(Stored records)
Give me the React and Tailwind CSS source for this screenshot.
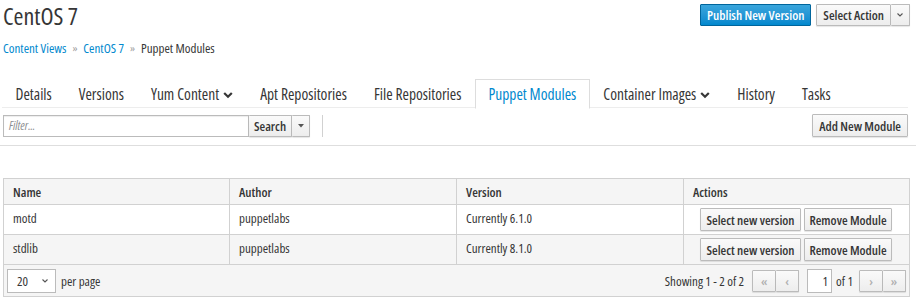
import React from "react";

const font = { fontFamily: '"Open Sans", "Liberation Sans", sans-serif' };

function Chevron({ className = "" }) {
  return (
    <svg className={className} width="10" height="8" viewBox="0 0 10 8">
      <path d="M1.2 2 L5 5.8 L8.8 2" fill="none" stroke="#363636" strokeWidth="2.2" />
    </svg>
  );
}

function SmallDown({ className = "" }) {
  return (
    <svg className={className} width="8" height="6" viewBox="0 0 8 6">
      <path d="M1.5 1.5 L4 4 L6.5 1.5" fill="none" stroke="#555" strokeWidth="1.1" />
    </svg>
  );
}

const btn =
  "border border-[#bbbbbb] bg-gradient-to-b from-[#fafafa] to-[#ededed] text-[#363636] font-semibold text-[13px] leading-[16px] rounded-[1px] shadow-[0_1px_1px_rgba(3,3,3,0.1)] whitespace-nowrap";

export default function App() {
  const tabs = [
    ["Details", false],
    ["Versions", false],
    ["Yum Content", true],
    ["Apt Repositories", false],
    ["File Repositories", false],
    ["Puppet Modules", false, true],
    ["Container Images", true],
    ["History", false],
    ["Tasks", false],
  ];
  const rows = [
    ["motd", "puppetlabs", "Currently 6.1.0"],
    ["stdlib", "puppetlabs", "Currently 8.1.0"],
  ];
  return (
    <div className="w-[916px] h-[300px] bg-white text-[#363636] overflow-hidden font-stretch-[82%]" style={font}>
      {/* header */}
      <div className="flex items-start justify-between pl-[3px] pr-[6px]">
        <h1 className="text-[24px] leading-[28px] mt-[2px] text-[#363636] font-normal">CentOS 7</h1>
        <div className="flex mt-[4px]">
          <button className="h-[22px] px-[6px] text-[13px] leading-[16px] font-semibold text-white bg-gradient-to-b from-[#39a5dc] to-[#0088ce] border border-[#00659c] rounded-[1px] mr-[5px] whitespace-nowrap">
            Publish New Version
          </button>
          <div className="flex">
            <button className={`${btn} h-[22px] px-[6px]`}>Select Action</button>
            <button className={`${btn} h-[22px] w-[19px] border-l-0 flex items-center justify-center`}>
              <SmallDown />
            </button>
          </div>
        </div>
      </div>
      {/* breadcrumb */}
      <div className="flex items-center text-[13px] leading-[16px] mt-[10px] pl-[3px] whitespace-nowrap">
        <span className="text-[#0088ce]">Content Views</span>
        <span className="text-[#9c9c9c] mx-[6px] text-[11px]">»</span>
        <span className="text-[#0088ce]">CentOS 7</span>
        <span className="text-[#9c9c9c] mx-[6px] text-[11px]">»</span>
        <span className="text-[#363636]">Puppet Modules</span>
      </div>
      {/* tabs */}
      <div className="mt-[23px] mr-[8px] ml-[2px] flex border-b border-[#ededed] h-[29px]">
        {tabs.map(([t, dd, active]) => (
          <div
            key={t}
            className={`flex items-center h-[30px] px-[12.5px] text-[15.5px] leading-[18px] whitespace-nowrap ${
              active
                ? "border border-[#dddddd] border-b-white bg-white text-[#0088ce]"
                : "text-[#363636] border border-transparent"
            }`}
          >
            {t}
            {dd && <Chevron className="ml-[4px] mt-[1px]" />}
          </div>
        ))}
      </div>
      {/* toolbar */}
      <div className="flex items-center mt-[6px] pl-[3px] pr-[8px] h-[23px]">
        <div className="flex h-[22px]">
          <div className="w-[246px] border border-[#bbbbbb] flex items-center pl-[5px] text-[12px] italic text-[#8b8d8f] shadow-[inset_0_1px_1px_rgba(3,3,3,0.075)]">
            Filter...
          </div>
          <button className={`${btn} px-[5px] border-l-0 h-[22px]`}>Search</button>
          <button className={`${btn} w-[18px] border-l-0 h-[22px] flex items-center justify-center`}>
            <svg width="6" height="4" viewBox="0 0 6 4">
              <path d="M0 0 L6 0 L3 3.5 Z" fill="#555" />
            </svg>
          </button>
        </div>
        <div className="w-px h-[22px] bg-[#d1d1d1] ml-[12px]" />
        <div className="flex-1" />
        <button className={`${btn} h-[23px] px-[6px]`}>Add New Module</button>
      </div>
      <div className="mt-[8px] border-b border-[#dedede]" />
      {/* table */}
      <div className="mt-[32px] mx-[3px] w-[907px] border border-[#d1d1d1] text-[13px] leading-[16px] whitespace-nowrap">
        <div className="grid grid-cols-[226px_227px_227px_1fr] h-[26px] bg-[#f5f5f5] border-b border-[#d1d1d1] font-semibold">
          {["Name", "Author", "Version", "Actions"].map((h, i) => (
            <div key={h} className={`flex items-center px-[9px] ${i < 3 ? "border-r border-[#d1d1d1]" : ""}`}>
              {h}
            </div>
          ))}
        </div>
        {rows.map((r, ri) => (
          <div
            key={r[0]}
            className={`grid grid-cols-[226px_227px_227px_1fr] h-[30px] border-b border-[#d1d1d1] ${
              ri === 1 ? "bg-[#f5f5f5]" : "bg-white"
            }`}
          >
            {r.map((c) => (
              <div key={c} className="flex items-start pt-[5px] px-[9px] border-r border-[#d1d1d1]">
                {c}
              </div>
            ))}
            <div className="flex items-center pl-[16px] gap-[3px]">
              <button className={`${btn} h-[23px] w-[101px]`}>Select new version</button>
              <button className={`${btn} h-[23px] w-[88px]`}>Remove Module</button>
            </div>
          </div>
        ))}
        <div className="flex items-center h-[31px] bg-[#f5f5f5] px-[3px]">
          <div className="w-[49px] h-[24px] bg-white border border-[#bbbbbb] flex items-center justify-between pl-[9px] pr-[6px]">
            <span>20</span>
            <SmallDown />
          </div>
          <span className="ml-[5px]">per page</span>
          <div className="flex-1" />
          <span className="mr-[8px]">Showing 1 - 2 of 2</span>
          <div className="flex h-[22px]">
            <button className={`${btn} w-[24px] text-[#b0b0b0] font-normal`}>«</button>
            <button className={`${btn} w-[23px] border-l-0 text-[#b0b0b0] font-normal`}>‹</button>
          </div>
          <div className="ml-[8px] w-[25px] h-[24px] bg-white border border-[#bbbbbb] flex items-center justify-end pr-[3px]">
            1
          </div>
          <span className="ml-[4px] mr-[6px]">of 1</span>
          <div className="flex h-[22px]">
            <button className={`${btn} w-[24px] text-[#b0b0b0] font-normal`}>›</button>
            <button className={`${btn} w-[23px] border-l-0 text-[#b0b0b0] font-normal`}>»</button>
          </div>
        </div>
      </div>
    </div>
  );
}
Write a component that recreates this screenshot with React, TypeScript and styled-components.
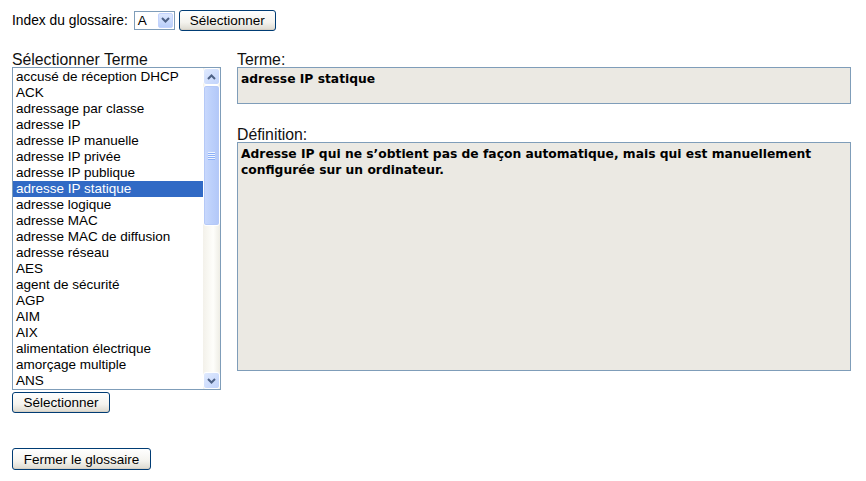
import React from "react";
import styled, { createGlobalStyle } from "styled-components";

const GlobalStyle = createGlobalStyle`
  html, body {
    margin: 0;
    padding: 0;
    background: #fff;
  }
  body {
    font-family: "Liberation Sans", Arial, sans-serif;
    color: #000;
  }
`;

const terms = [
  "accusé de réception DHCP",
  "ACK",
  "adressage par classe",
  "adresse IP",
  "adresse IP manuelle",
  "adresse IP privée",
  "adresse IP publique",
  "adresse IP statique",
  "adresse logique",
  "adresse MAC",
  "adresse MAC de diffusion",
  "adresse réseau",
  "AES",
  "agent de sécurité",
  "AGP",
  "AIM",
  "AIX",
  "alimentation électrique",
  "amorçage multiple",
  "ANS",
];

const selected = "adresse IP statique";

const Chevron = ({ up }: { up?: boolean }) => (
  <svg width="9" height="6" viewBox="0 0 9 6">
    <path
      d={up ? "M1 5 L4.5 1.5 L8 5" : "M1 1 L4.5 4.5 L8 1"}
      fill="none"
      stroke="#4D6185"
      strokeWidth="2"
    />
  </svg>
);

const App: React.FC = () => {
  return (
    <Page>
      <GlobalStyle />
      <TopBar>
        <IndexLabel>Index du glossaire:</IndexLabel>
        <Select>
          <SelectValue>A</SelectValue>
          <SelectArrow>
            <Chevron />
          </SelectArrow>
        </Select>
        <Button width={97}>Sélectionner</Button>
      </TopBar>

      <Columns>
        <LeftColumn>
          <Label>Sélectionner Terme</Label>
          <ListBox>
            <List>
              {terms.map((t) => (
                <Item key={t} active={t === selected}>
                  {t}
                </Item>
              ))}
            </List>
            <Scrollbar>
              <ArrowButton>
                <Chevron up />
              </ArrowButton>
              <Thumb>
                <Grip>
                  <span />
                  <span />
                  <span />
                  <span />
                </Grip>
              </Thumb>
              <Track />
              <ArrowButton>
                <Chevron />
              </ArrowButton>
            </Scrollbar>
          </ListBox>
          <ListButtonRow>
            <Button width={98}>Sélectionner</Button>
          </ListButtonRow>
        </LeftColumn>

        <RightColumn>
          <Label>Terme:</Label>
          <Field height={37}>adresse IP statique</Field>
          <Label spaced>Définition:</Label>
          <Field height={229}>
            Adresse IP qui ne s’obtient pas de façon automatique, mais qui est
            manuellement configurée sur un ordinateur.
          </Field>
        </RightColumn>
      </Columns>

      <CloseRow>
        <Button width={139} tall>
          Fermer le glossaire
        </Button>
      </CloseRow>
    </Page>
  );
};

export default App;

const Page = styled.div`
  padding: 10px 12px;
  width: 866px;
  box-sizing: border-box;
`;

const TopBar = styled.div`
  display: flex;
  align-items: center;
  height: 20px;
`;

const IndexLabel = styled.span`
  font-size: 13.8px;
  margin-right: 6px;
`;

const Select = styled.div`
  display: flex;
  align-items: center;
  width: 41px;
  height: 19px;
  box-sizing: border-box;
  border: 1px solid #7f9db9;
  padding: 1px;
  margin-right: 4px;
`;

const SelectValue = styled.span`
  flex: 1;
  font-size: 13.5px;
  padding-left: 2px;
`;

const SelectArrow = styled.div`
  width: 15px;
  height: 15px;
  display: flex;
  align-items: center;
  justify-content: center;
  border-radius: 2px;
  background: linear-gradient(180deg, #dde8fe 0%, #b9cefa 100%);
  border: 1px solid #c3d3fd;
  box-sizing: border-box;
`;

const Button = styled.button<{ width: number; tall?: boolean }>`
  width: ${(p) => p.width}px;
  height: ${(p) => (p.tall ? 22 : 21)}px;
  padding: 0;
  font-family: "Liberation Sans", Arial, sans-serif;
  font-size: 13.5px;
  color: #000;
  border: 1px solid #003c74;
  border-radius: 3px;
  background: linear-gradient(180deg, #ffffff 0%, #f4f3ee 60%, #dcd9cf 100%);
  box-shadow: inset 0 -1px 0 #d6d0c5;
`;

const Columns = styled.div`
  display: flex;
  margin-top: 22px;
`;

const LeftColumn = styled.div`
  width: 209px;
  display: flex;
  flex-direction: column;
  align-items: flex-start;
`;

const RightColumn = styled.div`
  width: 614px;
  margin-left: 16px;
  display: flex;
  flex-direction: column;
`;

const Label = styled.div<{ spaced?: boolean }>`
  font-size: 15.8px;
  line-height: 15px;
  height: 15px;
  color: #111;
  margin-top: ${(p) => (p.spaced ? "23px" : "0")};
`;

const ListBox = styled.div`
  width: 209px;
  height: 323px;
  box-sizing: border-box;
  border: 1px solid #7f9db9;
  display: flex;
  overflow: hidden;
`;

const List = styled.div`
  flex: 1;
  padding-top: 1px;
`;

const Item = styled.div<{ active?: boolean }>`
  height: 16px;
  line-height: 16px;
  font-size: 13.5px;
  padding-left: 3px;
  white-space: nowrap;
  background: ${(p) => (p.active ? "#316ac5" : "transparent")};
  color: ${(p) => (p.active ? "#fff" : "#000")};
`;

const Scrollbar = styled.div`
  width: 17px;
  display: flex;
  flex-direction: column;
  background: linear-gradient(90deg, #f3f1ea 0%, #fefefb 60%, #eeede5 100%);
`;

const ArrowButton = styled.div`
  height: 17px;
  box-sizing: border-box;
  display: flex;
  align-items: center;
  justify-content: center;
  border: 1px solid #fff;
  border-radius: 3px;
  background: linear-gradient(135deg, #e0eafe 0%, #c1d3fb 100%);
`;

const Thumb = styled.div`
  height: 141px;
  box-sizing: border-box;
  border: 1px solid #fff;
  border-radius: 3px;
  background: linear-gradient(90deg, #cad9fd 0%, #bcd0fb 50%, #b2c7f8 100%);
  box-shadow: inset 0 0 0 1px #b5c9f7;
  display: flex;
  align-items: center;
  justify-content: center;
`;

const Grip = styled.div`
  display: flex;
  flex-direction: column;
  gap: 1px;
  span {
    display: block;
    width: 7px;
    height: 1px;
    background: #eef4fe;
    box-shadow: 0 1px 0 #8cb0f8;
  }
`;

const Track = styled.div`
  flex: 1;
`;

const ListButtonRow = styled.div`
  margin-top: 2px;
`;

const Field = styled.div<{ height: number }>`
  height: ${(p) => p.height}px;
  box-sizing: border-box;
  border: 1px solid #7f9db9;
  background: #ebe9e3;
  padding: 3px 3px;
  font-family: "DejaVu Sans", Verdana, sans-serif;
  font-weight: bold;
  font-size: 12.3px;
  line-height: 16px;
`;

const CloseRow = styled.div`
  margin-top: 35px;
`;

**Written problem:**
Everything from the top line of the data down to and including the line with "border-[#bbbbbb] bg-gradient-to-b from-[#fafafa]" is to be copied, except the pictures.

**Written response:**
Give me the React and Tailwind CSS source for this screenshot.
import React from "react";

const font = { fontFamily: '"Open Sans", "Liberation Sans", sans-serif' };

function Chevron({ className = "" }) {
  return (
    <svg className={className} width="10" height="8" viewBox="0 0 10 8">
      <path d="M1.2 2 L5 5.8 L8.8 2" fill="none" stroke="#363636" strokeWidth="2.2" />
    </svg>
  );
}

function SmallDown({ className = "" }) {
  return (
    <svg className={className} width="8" height="6" viewBox="0 0 8 6">
      <path d="M1.5 1.5 L4 4 L6.5 1.5" fill="none" stroke="#555" strokeWidth="1.1" />
    </svg>
  );
}

const btn =
  "border border-[#bbbbbb] bg-gradient-to-b from-[#fafafa] to-[#ededed] text-[#363636] font-semibold text-[13px] leading-[16px] rounded-[1px] shadow-[0_1px_1px_rgba(3,3,3,0.1)] whitespace-nowrap";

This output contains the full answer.